COLLECTED MATERIAL
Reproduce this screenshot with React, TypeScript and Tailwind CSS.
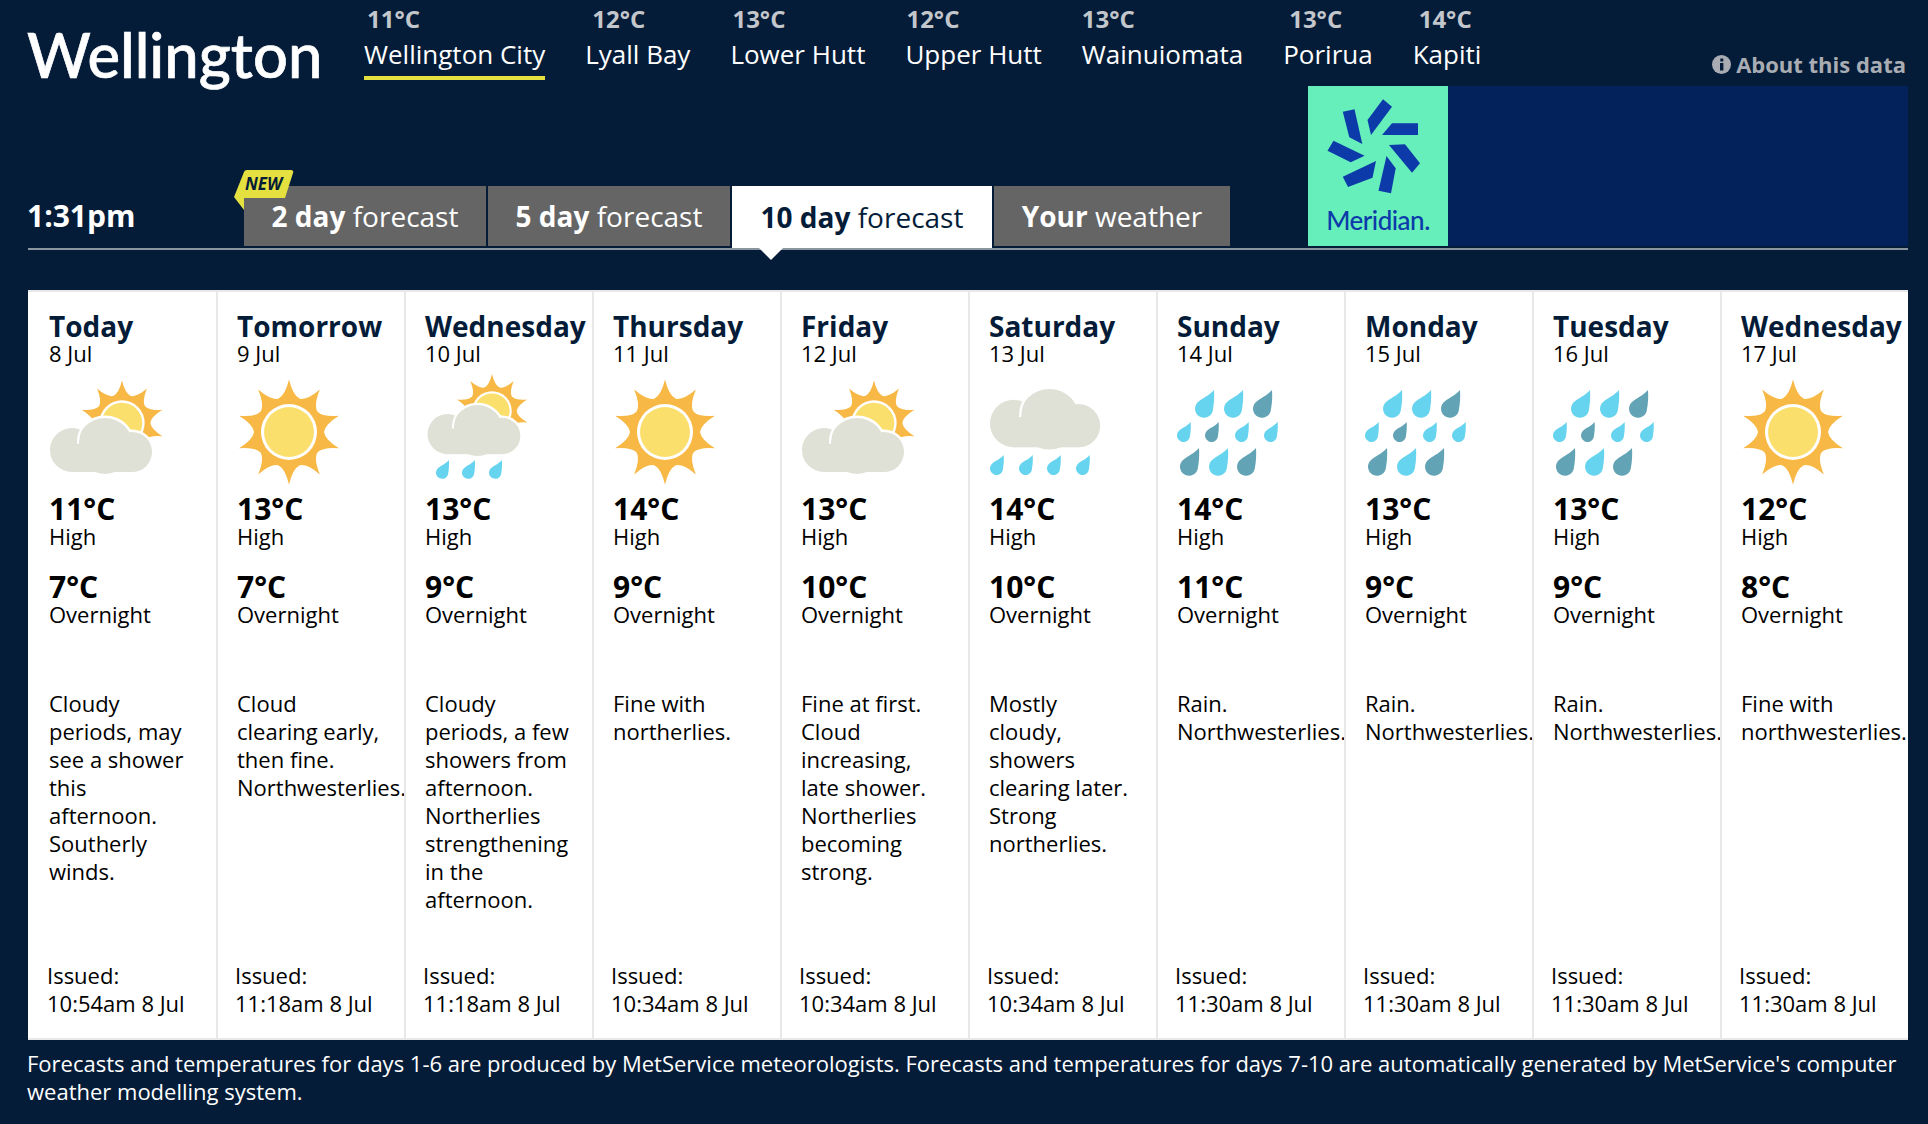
import React from "react";

const ORANGE = "#f7b845";
const YELLOW = "#fbdf6d";
const CLOUD = "#dfe1d6";
const CYAN = "#67d4ef";
const TEAL = "#62a3b5";

function sunPath(cx: number, cy: number, R: number, r: number) {
  let d = "";
  const p = (deg: number, rad: number) => {
    const a = (deg * Math.PI) / 180;
    return `${(cx + rad * Math.cos(a)).toFixed(2)} ${(cy + rad * Math.sin(a)).toFixed(2)}`;
  };
  for (let i = 0; i < 10; i++) {
    const a = i * 36 - 90;
    if (i === 0) d += `M${p(a - 18, r)} `;
    d += `Q${p(a - 6, r * 1.05)} ${p(a, R)} Q${p(a + 6, r * 1.05)} ${p(a + 18, r)} `;
  }
  return d + "Z";
}

function Sun({ cx, cy, R }: { cx: number; cy: number; R: number }) {
  const k = R / 52.5;
  return (
    <g>
      <path d={sunPath(cx, cy, R, 35 * k)} fill={ORANGE} />
      <circle cx={cx} cy={cy} r={28 * k} fill="#fff" />
      <circle cx={cx} cy={cy} r={25 * k} fill={YELLOW} />
    </g>
  );
}

function Cloud({ x, y, s = 1 }: { x: number; y: number; s?: number }) {
  const parts = (
    <>
      <circle cx="22" cy="32" r="22" />
      <circle cx="55" cy="28" r="28" />
      <circle cx="82" cy="34" r="20" />
      <rect x="22" y="28" width="60" height="26" />
    </>
  );
  return (
    <g transform={`translate(${x} ${y}) scale(${s})`}>
      <g fill="#fff" stroke="#fff" strokeWidth="5">{parts}</g>
      <g fill={CLOUD}>{parts}</g>
      <path d="M28 25 C28 18 30 12 34 7" stroke="#fff" strokeWidth="2.2" fill="none" strokeLinecap="round" />
    </g>
  );
}

function Drop({ x, y, s = 1, c = CYAN }: { x: number; y: number; s?: number; c?: string }) {
  return (
    <path
      transform={`translate(${x} ${y}) scale(${s})`}
      fill={c}
      d="M19 0 C19.5 7 19 14 18 19 A9 9 0 1 1 2.5 12.5 C7 8 14 6 19 0Z"
    />
  );
}

function Icon({ kind }: { kind: string }) {
  return (
    <svg width="120" height="120" viewBox="0 0 120 120" className="block">
      {kind === "sun" && <Sun cx={52} cy={62} R={52.5} />}
      {kind === "partly" && (
        <>
          <Sun cx={73} cy={53} R={42.5} />
          <Cloud x={1} y={48} />
        </>
      )}
      {kind === "partlyrain" && (
        <>
          <Sun cx={67} cy={41} R={37} />
          <Cloud x={2.5} y={35} s={0.91} />
          <Drop x={11} y={90} s={0.68} />
          <Drop x={37} y={90} s={0.68} />
          <Drop x={64} y={90} s={0.68} />
        </>
      )}
      {kind === "cloudrain" && (
        <>
          <Cloud x={1} y={19} s={1.08} />
          <Drop x={1} y={85} s={0.72} />
          <Drop x={30} y={85} s={0.72} />
          <Drop x={58} y={85} s={0.72} />
          <Drop x={87} y={85} s={0.72} />
        </>
      )}
      {kind === "rain" && (
        <>
          <Drop x={18} y={20} />
          <Drop x={47} y={20} />
          <Drop x={76} y={20} c={TEAL} />
          <Drop x={0} y={52} s={0.72} />
          <Drop x={28} y={52} s={0.72} c={TEAL} />
          <Drop x={58} y={52} s={0.72} />
          <Drop x={87} y={52} s={0.72} />
          <Drop x={3} y={78} c={TEAL} />
          <Drop x={32} y={78} />
          <Drop x={60} y={78} c={TEAL} />
        </>
      )}
    </svg>
  );
}

const places = [
  { t: "11°C", n: "Wellington City", o: "pl-[3px]", a: true },
  { t: "12°C", n: "Lyall Bay", o: "pl-[7px]" },
  { t: "13°C", n: "Lower Hutt", o: "pl-[2px]" },
  { t: "12°C", n: "Upper Hutt", o: "pl-[1px]" },
  { t: "13°C", n: "Wainuiomata", o: "pl-0" },
  { t: "13°C", n: "Porirua", o: "pl-[6px]" },
  { t: "14°C", n: "Kapiti", o: "pl-[6px]" },
];

const days = [
  { d: "Today", dt: "8 Jul", i: "partly", hi: "11°C", lo: "7°C", txt: "Cloudy\nperiods, may\nsee a shower\nthis\nafternoon.\nSoutherly\nwinds.", is: "10:54am 8 Jul" },
  { d: "Tomorrow", dt: "9 Jul", i: "sun", hi: "13°C", lo: "7°C", txt: "Cloud\nclearing early,\nthen fine.\nNorthwesterlies.", is: "11:18am 8 Jul" },
  { d: "Wednesday", dt: "10 Jul", i: "partlyrain", hi: "13°C", lo: "9°C", txt: "Cloudy\nperiods, a few\nshowers from\nafternoon.\nNortherlies\nstrengthening\nin the\nafternoon.", is: "11:18am 8 Jul" },
  { d: "Thursday", dt: "11 Jul", i: "sun", hi: "14°C", lo: "9°C", txt: "Fine with\nnortherlies.", is: "10:34am 8 Jul" },
  { d: "Friday", dt: "12 Jul", i: "partly", hi: "13°C", lo: "10°C", txt: "Fine at first.\nCloud\nincreasing,\nlate shower.\nNortherlies\nbecoming\nstrong.", is: "10:34am 8 Jul" },
  { d: "Saturday", dt: "13 Jul", i: "cloudrain", hi: "14°C", lo: "10°C", txt: "Mostly\ncloudy,\nshowers\nclearing later.\nStrong\nnortherlies.", is: "10:34am 8 Jul" },
  { d: "Sunday", dt: "14 Jul", i: "rain", hi: "14°C", lo: "11°C", txt: "Rain.\nNorthwesterlies.", is: "11:30am 8 Jul" },
  { d: "Monday", dt: "15 Jul", i: "rain", hi: "13°C", lo: "9°C", txt: "Rain.\nNorthwesterlies.", is: "11:30am 8 Jul" },
  { d: "Tuesday", dt: "16 Jul", i: "rain", hi: "13°C", lo: "9°C", txt: "Rain.\nNorthwesterlies.", is: "11:30am 8 Jul" },
  { d: "Wednesday", dt: "17 Jul", i: "sun", hi: "12°C", lo: "8°C", txt: "Fine with\nnorthwesterlies.", is: "11:30am 8 Jul" },
];

function Tab({ b, r, active, w }: { b: string; r?: string; active?: boolean; w: string }) {
  return (
    <div
      className={
        active
          ? `${w} h-[62px] bg-white text-[#041c38] flex items-center justify-center text-[28px]`
          : `${w} h-[60px] mb-[2px] bg-[#656565] text-white flex items-center justify-center text-[28px]`
      }
    >
      <span className="whitespace-nowrap">
        <b className="font-bold">{b}</b>
        {r ? " " + r : ""}
      </span>
    </div>
  );
}

function MeridianMark() {
  const blades = [
    "75,13.3 84,20.7 63,49 59.5,34",
    "84,37.3 110,37.3 110,49 74,49",
    "81,59 97,58.3 112,77.3 104,86.7",
    "78.5,70 87.7,82.3 83,107.3 70.5,104.7",
    "68,75 64.5,91.7 40,101 34.8,90.7",
    "56.6,69.7 42.7,76.3 19.5,64.7 25.5,54.7",
    "34.8,25.7 46.5,23.3 54.3,58 41.3,51.3",
  ];
  return (
    <svg width="140" height="120" viewBox="0 0 140 120" className="block">
      {blades.map((p) => (
        <polygon key={p} points={p} fill="#0d3aa9" />
      ))}
    </svg>
  );
}

export default function App() {
  return (
    <div className="w-[1928px] h-[1124px] bg-[#041c38] overflow-hidden font-['Open_Sans',sans-serif] text-white">
      <div className="pl-[28px] pr-[20px]">
        <div className="h-[86px] flex items-start relative">
          <div className="font-['Lato',sans-serif] font-medium text-[61.5px] leading-[72px] mt-[18px] ml-[-1px] w-[337px] whitespace-nowrap [-webkit-text-stroke:0.7px_white]">
            Wellington
          </div>
          <div className="flex gap-[40px]">
            {places.map((p) => (
              <div key={p.n} className="pt-[5px]">
                <div className={`${p.o} text-[24px] leading-[28px] font-bold text-[#c3c7cc]`}>{p.t}</div>
                <div
                  className={
                    p.a
                      ? "text-[26px] leading-[34px] mt-[4px] pb-[5px] border-b-[4px] border-[#e4e040] whitespace-nowrap"
                      : "text-[26px] leading-[34px] mt-[4px] whitespace-nowrap"
                  }
                >
                  {p.n}
                </div>
              </div>
            ))}
          </div>
          <div className="ml-auto mr-[2px] mt-[51px] flex items-center gap-[5px] text-[22px] leading-[26px] font-bold text-[#a9adb3] whitespace-nowrap">
            <svg width="19" height="19" viewBox="0 0 19 19">
              <circle cx="9.5" cy="9.5" r="9.5" fill="#a9adb3" />
              <rect x="8" y="8" width="3.4" height="7.5" fill="#041c38" />
              <rect x="8.3" y="3.5" width="3" height="3" fill="#041c38" />
            </svg>
            About this data
          </div>
        </div>

        <div className="h-[162px] flex items-end">
          <div className="w-[216px] ml-[-1px] mr-[1px] mb-[13px] text-[30px] leading-[38px] font-bold whitespace-nowrap">1:31pm</div>
          <div className="flex gap-[2px] relative">
            <div className="absolute left-[-10px] top-[-16px] w-[60px] h-[40px]">
              <svg width="60" height="40" viewBox="0 0 60 40" className="absolute inset-0">
                <path d="M10 2 Q10.5 0 13 0 L57 0 Q60 0 59 3 L51 28 L10 28 L10 40 L0 27 Z" fill="#e3e040" />
              </svg>
              <span className="absolute left-[11px] top-[3px] text-[17px] leading-[22px] font-bold italic text-[#041c38]">NEW</span>
            </div>
            <Tab b="2 day" r="forecast" w="w-[242px]" />
            <Tab b="5 day" r="forecast" w="w-[242px]" />
            <Tab b="10 day" r="forecast" w="w-[260px]" active />
            <Tab b="Your" r="weather" w="w-[236px]" />
          </div>
          <div className="ml-[78px] mb-[2px] flex h-[160px] flex-1">
            <div className="w-[140px] bg-[#66eebb] text-[#0d3aa9]">
              <MeridianMark />
              <div className="font-['Lato',sans-serif] font-medium text-center text-[26px] leading-[28px] tracking-[-0.5px]">Meridian.</div>
            </div>
            <div className="flex-1 bg-[#03215a]" />
          </div>
        </div>

        <div className="h-[2px] bg-[#8a95a0] relative">
          <svg width="24" height="12" viewBox="0 0 24 12" className="absolute left-[731px] top-[0px]">
            <path d="M0 0 L24 0 L12 12 Z" fill="#fff" />
          </svg>
        </div>

        <div className="mt-[40px] w-[1880px] h-[750px] bg-white border-y-2 border-[#e8e8e8] grid grid-cols-10 text-black">
          {days.map((c, i) => (
            <div
              key={i}
              className={
                i === 0
                  ? "flex flex-col pl-[21px] pt-[19px] pb-[21px]"
                  : "flex flex-col pl-[19px] pt-[19px] pb-[21px] border-l-2 border-[#e8e8e8]"
              }
            >
              <div className="text-[28px] leading-[30px] font-bold text-[#041c38] whitespace-nowrap">{c.d}</div>
              <div className="text-[22px] leading-[24px]">{c.dt}</div>
              <div className="mt-[5px] h-[120px]">
                <Icon kind={c.i} />
              </div>
              <div className="mt-[4px] text-[30px] leading-[30px] font-bold">{c.hi}</div>
              <div className="text-[22px] leading-[25px]">High</div>
              <div className="mt-[23px] text-[30px] leading-[30px] font-bold">{c.lo}</div>
              <div className="text-[22px] leading-[25px]">Overnight</div>
              <div className="mt-[62px] text-[22px] leading-[28px] whitespace-pre">{c.txt}</div>
              <div className="mt-auto ml-[-2px] text-[22px] leading-[28px] whitespace-nowrap">
                Issued:
                <br />
                {c.is}
              </div>
            </div>
          ))}
        </div>

        <div className="mt-[9px] ml-[-1px] text-[22px] leading-[28px]">
          Forecasts and temperatures for days 1-6 are produced by MetService meteorologists. Forecasts and temperatures for days 7-10 are automatically generated by MetService's computer weather modelling system.
        </div>
      </div>
    </div>
  );
}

EXERCISE
Using the listing above, pick out each line that contains the word "with", then copy it.

CORRECT RESPONSE
Reproduce this screenshot with React, TypeScript and Tailwind CSS.
  { d: "Thursday", dt: "11 Jul", i: "sun", hi: "14°C", lo: "9°C", txt: "Fine with\nnortherlies.", is: "10:34am 8 Jul" },
  { d: "Wednesday", dt: "17 Jul", i: "sun", hi: "12°C", lo: "8°C", txt: "Fine with\nnorthwesterlies.", is: "11:30am 8 Jul" },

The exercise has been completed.